As mother to high schoolers about to enter the post-secondary world, AND as a university instructor myself, I am at an impasse about where to send these kids. The only advice I have for them, as well as for my students is: 1) Don't train yourself to think like a machine. Be human. 2) Find a career that requires your body to do it, something that can't be replicated by a machine. Is there a place where we can send these kids of ours? (I have a few ideas in mind for B...)

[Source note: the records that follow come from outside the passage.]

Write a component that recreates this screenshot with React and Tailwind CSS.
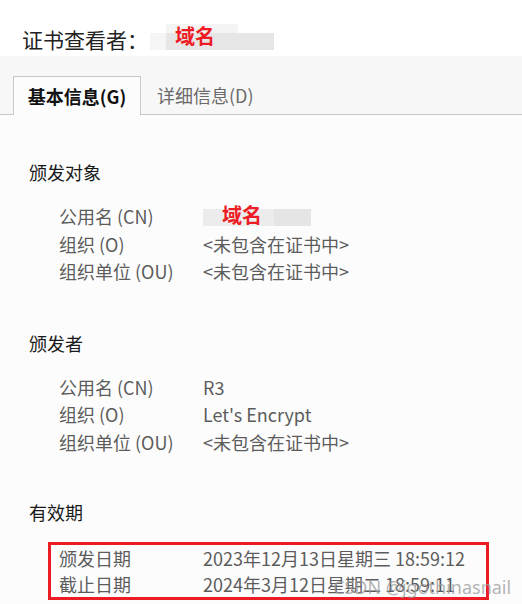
import React from "react";

const issuedTo = [
  { label: "公用名 (CN)", value: null },
  { label: "组织 (O)", value: "<未包含在证书中>" },
  { label: "组织单位 (OU)", value: "<未包含在证书中>" },
];

const issuedBy = [
  { label: "公用名 (CN)", value: "R3" },
  { label: "组织 (O)", value: "Let's Encrypt" },
  { label: "组织单位 (OU)", value: "<未包含在证书中>" },
];

const validity = [
  { label: "颁发日期", value: "2023年12月13日星期三 18:59:12" },
  { label: "截止日期", value: "2024年3月12日星期二 18:59:11" },
];

// blurred domain placeholder used in the CN row
const MaskedDomain = () => (
  <div className="flex items-center h-[27.5px]">
    <div className="relative w-[108px] h-[17px] mt-[2px] bg-[#ececec]">
      <div className="absolute right-0 top-0 h-full w-[37px] bg-[#e5e5e5]" />
      <span className="absolute left-[19px] top-[-7px] text-[20px] leading-[26px] font-bold text-[#ee1c25]">域名</span>
    </div>
  </div>
);

const Row = ({ label, value }) => (
  <div className="flex leading-[27.5px]">
    <div className="w-[144px] shrink-0 text-[#5c5c5c]">{label}</div>
    {value === null ? <MaskedDomain /> : <div className="text-[#5c5c5c]">{value}</div>}
  </div>
);

const App = () => {
  return (
    <div
      className="relative w-[522px] h-[604px] overflow-hidden bg-[#fcfcfc] text-[18px]"
      style={{ fontFamily: '"Noto Sans CJK SC", "Noto Sans", sans-serif' }}
    >
      {/* Title bar */}
      <div className="h-[56px] bg-white flex items-start pl-[22px] pt-[24px]">
        <span className="text-[21px] leading-[30px] text-[#222]">证书查看者：</span>
        <div className="relative flex items-start h-[27px] ml-[2px]">
          <div className="w-[16px] h-[17px] mt-[9px] bg-[#f5f5f5]" />
          <div className="relative w-[72px] h-[26px] bg-[#f4f4f4]">
            <div className="absolute bottom-0 left-0 w-full h-[17px] bg-[#e6e6e6]" />
            <span className="absolute left-[9px] top-[-2px] text-[20px] leading-[28px] font-bold text-[#ee1c25]">域名</span>
          </div>
          <div className="w-[36px] h-[17px] mt-[9px] bg-[#e6e6e6]" />
        </div>
      </div>

      {/* Tabs */}
      <div className="h-[59px] bg-[#f7f7f7] border-b border-[#c8c8c8] flex items-end pl-[13px]">
        <div className="w-[128px] h-[39px] -mb-px bg-[#fcfcfc] border border-b-0 border-[#c8c8c8] flex items-center justify-center">
          <span className="font-bold text-[#111]">基本信息(G)</span>
        </div>
        <div className="h-[38px] flex items-center pl-[16px]">
          <span className="text-[#6a6a6a]">详细信息(D)</span>
        </div>
      </div>

      {/* Content */}
      <div className="pl-[29px] pt-[44px]">
        <div className="leading-[27px] text-[#1a1a1a]">颁发对象</div>
        <div className="pl-[30px] mt-[17px]">
          {issuedTo.map((r) => (
            <Row key={r.label} {...r} />
          ))}
        </div>

        <div className="leading-[27px] text-[#1a1a1a] mt-[44px]">颁发者</div>
        <div className="pl-[30px] mt-[17px]">
          {issuedBy.map((r) => (
            <Row key={r.label} {...r} />
          ))}
        </div>

        <div className="leading-[27px] text-[#1a1a1a] mt-[43px]">有效期</div>
        <div className="ml-[19px] mt-[16px] w-[441px] border-[3px] border-[#ec1c24] pl-[8px]">
          {validity.map((r) => (
            <div key={r.label} className="flex leading-[26px]">
              <div className="w-[144px] shrink-0 text-[#5c5c5c]">{r.label}</div>
              <div className="text-[#5c5c5c]">{r.value}</div>
            </div>
          ))}
        </div>
      </div>

      {/* watermark */}
      <div
        className="absolute left-[333px] top-[575px] whitespace-nowrap text-[18px] leading-[24px] text-[#9a9a9a]/75"
        style={{ fontFamily: '"Noto Sans", sans-serif' }}
      >
        CSDN @jgothinasnail
      </div>
    </div>
  );
};

export default App;
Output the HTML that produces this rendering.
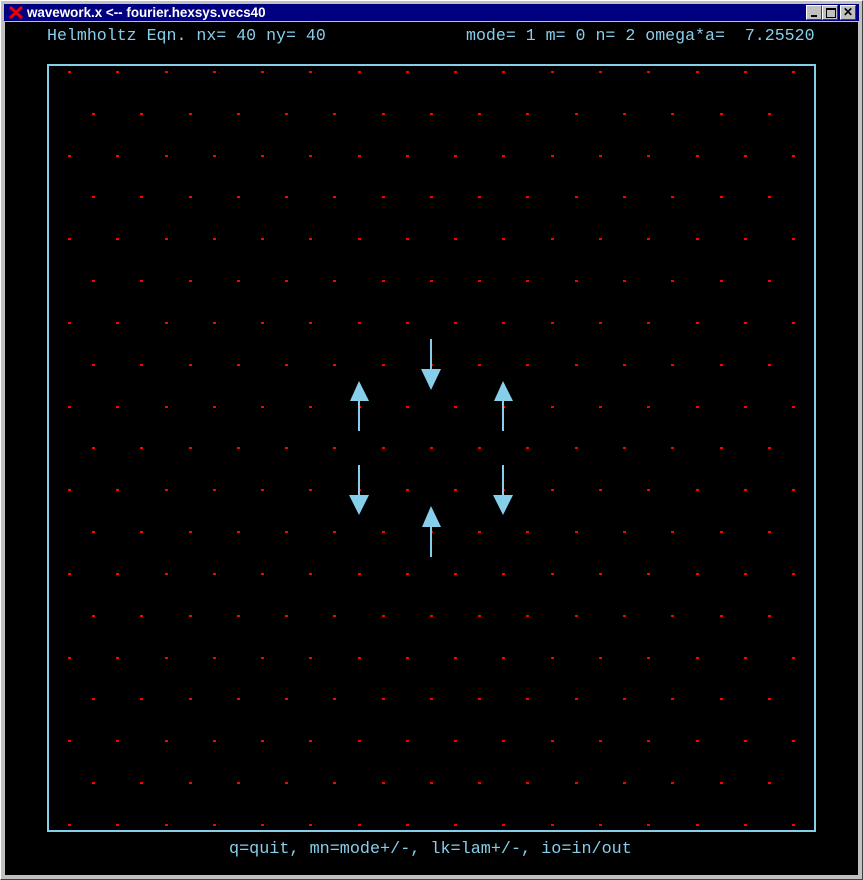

More to the point, however, Matthew: given your competence at physics, shouldn't Girl Math be perfectly intelligible to you? If a pair of shoes costs $500 but you get them on sale for $250, that means you have literally CREATED $250 worth of savings! And if the average girl has, like, I don't know, 20 bathing suits and another female has only, let's say, I don't know, 14, she is literally investing in the futures market of bathing suit investments. It's investing! Not spending frivolously. And, finally, if a chandelier, let's say - hypothetically speaking - costs $3,000, but it makes the wife happy whenever she walks in the room, that's like money in the bank for a man because now he is unburdened of having the anxiety about spending anymore of his assets. It's already taken care of for him! Girl Math!! I know it *sounds* more complicated than physics. But it only sounds more complicated because it is less reasonable.
Thank you. You’re one of the only writers that makes me want to go back to the philosophy I didn’t really get in college and try to understand it in a deeper and more useful way. That’s quite a gift, and I am deeply obliged to you.